Además, parece lógico, que sean aquellos que están más cerca de los problemas los que podrán resolverlos de la forma más beneficiosa para todos. El Poder resuelve sus problemas inundando pueblos por decreto con sus pantanos, o mandando a sus soldados o policías. Eso es impensable entre gente libre. ¿Por qué habría la gente de atacarse a sí misma? ¿Por qué habría nadie de pasar hambre, habiendo qué comer? Es una cuestión de perspectiva: para la gente, lo importante es vivir dignamente. Toda la gente, sin exclusiones, porque todo es de todos y nadie es dueño de nada. El Poder, desde sus alturas, tiene otros intereses. El primero de ellos, lógicamente, es el de perdurar, mantener los privilegios de sus servidores. Ante tales intereses, la vida de la gente es secundaria, como bien se ve. No importa que haya gente que tenga que mendigar y dormir en la calle. No importa que viva gente cerca de ese cementerio radiactivo que queremos colocar. No importa que nuestro poder se asiente sobre la miseria de África, América Latina, Asia, el este de Europa y buena parte de nuestra población, si las cifras y estadísticas macroeconómicas se ajustan a nuestras previsiones.

 Y cuando las decisiones del Poder afecten negativamente a un colectivo, a una población, a quien sea, estos habrán de someterse necesariamente a eso que llaman el ‘interés general’, que es como llaman ahora a eso que antes decían de sacrificarse por la patria, y que podría traducirse en que ‘hay que joderse porque sí’, porque lo digo yo y punto. En tales casos, la gente, como siempre, nada tiene que decir. Si presentan resistencia son presentados ante la opinión pública como sediciosos y terroristas peligrosos y se recurre a la fuerza bruta para reducirlos.

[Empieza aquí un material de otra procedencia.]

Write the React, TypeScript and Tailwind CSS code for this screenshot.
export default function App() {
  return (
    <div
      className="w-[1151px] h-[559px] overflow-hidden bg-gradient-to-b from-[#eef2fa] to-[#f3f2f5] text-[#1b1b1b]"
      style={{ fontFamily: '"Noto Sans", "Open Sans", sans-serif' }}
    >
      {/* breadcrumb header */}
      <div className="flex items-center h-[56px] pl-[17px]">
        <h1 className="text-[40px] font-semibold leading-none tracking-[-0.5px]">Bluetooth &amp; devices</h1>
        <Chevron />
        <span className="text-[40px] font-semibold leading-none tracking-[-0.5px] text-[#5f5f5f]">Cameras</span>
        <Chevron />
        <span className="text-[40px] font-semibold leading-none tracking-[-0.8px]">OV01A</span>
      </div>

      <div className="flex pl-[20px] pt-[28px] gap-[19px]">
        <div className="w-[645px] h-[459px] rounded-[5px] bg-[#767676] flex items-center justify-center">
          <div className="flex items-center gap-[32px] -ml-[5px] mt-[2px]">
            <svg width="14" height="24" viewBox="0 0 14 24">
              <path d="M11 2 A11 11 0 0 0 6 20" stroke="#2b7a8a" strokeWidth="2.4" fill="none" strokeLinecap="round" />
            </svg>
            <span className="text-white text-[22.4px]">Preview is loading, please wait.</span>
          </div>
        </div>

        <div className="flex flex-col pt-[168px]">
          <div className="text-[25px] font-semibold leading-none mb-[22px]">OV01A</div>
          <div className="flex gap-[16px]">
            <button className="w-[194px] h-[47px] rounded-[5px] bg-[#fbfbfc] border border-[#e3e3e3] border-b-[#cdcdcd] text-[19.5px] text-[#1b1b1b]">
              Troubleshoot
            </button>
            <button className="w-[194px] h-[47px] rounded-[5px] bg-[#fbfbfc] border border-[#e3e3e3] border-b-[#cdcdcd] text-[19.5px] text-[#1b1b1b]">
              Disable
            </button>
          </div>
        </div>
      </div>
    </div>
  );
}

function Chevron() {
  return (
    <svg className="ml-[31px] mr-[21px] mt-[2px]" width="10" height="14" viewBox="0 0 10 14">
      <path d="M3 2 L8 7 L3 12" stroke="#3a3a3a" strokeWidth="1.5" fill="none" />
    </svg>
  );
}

Han de someterse al ‘interés general’ que dicta el Poder. La gente no tiene cabida en ese ‘interés general’ que tanto beneficia a todos.

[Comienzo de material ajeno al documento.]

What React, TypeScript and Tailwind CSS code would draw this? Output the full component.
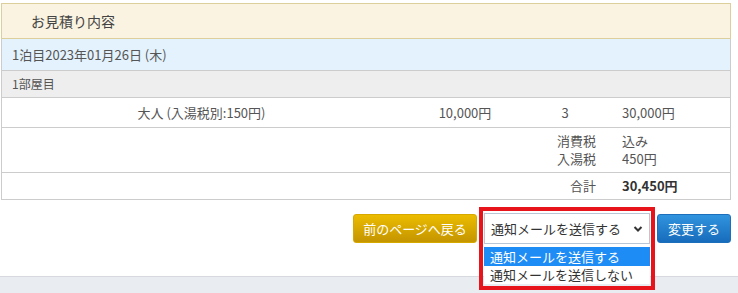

 Y del mismo modo, el sistema económico intenta someter absolutamente todo al modelo de rapiña que institucionaliza el capitalismo. Las tierras y las vidas no tienen valor si no se extrae beneficio económico de ellas. Y, por tanto, si para extraer dicho beneficio hay que pasar por encima de vidas y tierras, se hace sin dudar. ¿Sabéis lo que es la competitividad esa tan maravillosa de la que tanto nos hablan? Pues aquí aparece: la empresa y el empresario que tenga algún reparo o escrúpulo en obtener sus beneficios a costa de lo que sea, ese es el que pierde la partida, el que no resulta competitivo. Este sistema económico absolutamente aberrante y demencial premia y promociona al más criminal, al más irresponsable, incluso al más asesino. Ese sí que llega a ser competitivo. Y es que parece claro que eso de la competitividad acaba siendo lo contrario de lo que sería una economía al servicio de la gente y sus necesidades. Eso no se tiene en cuenta. Es más, es un obstáculo que hay que eliminar y recortar, ahora que los estados se comportan también como empresas y tienen que alcanzar tales niveles de competitividad. La vida de la gente, como siempre, lo último, lo prescindible.

 Pero nosotros decimos lo que diría cualquiera: Primero la gente. La gente es lo que cuenta, lo principal y ninguna vida ha de ser sacrificada a ningún Dios. Ni al Dios de las alturas, ni al dios de la rentabilidad, ni al del libre comercio. Primero la gente y la tierra.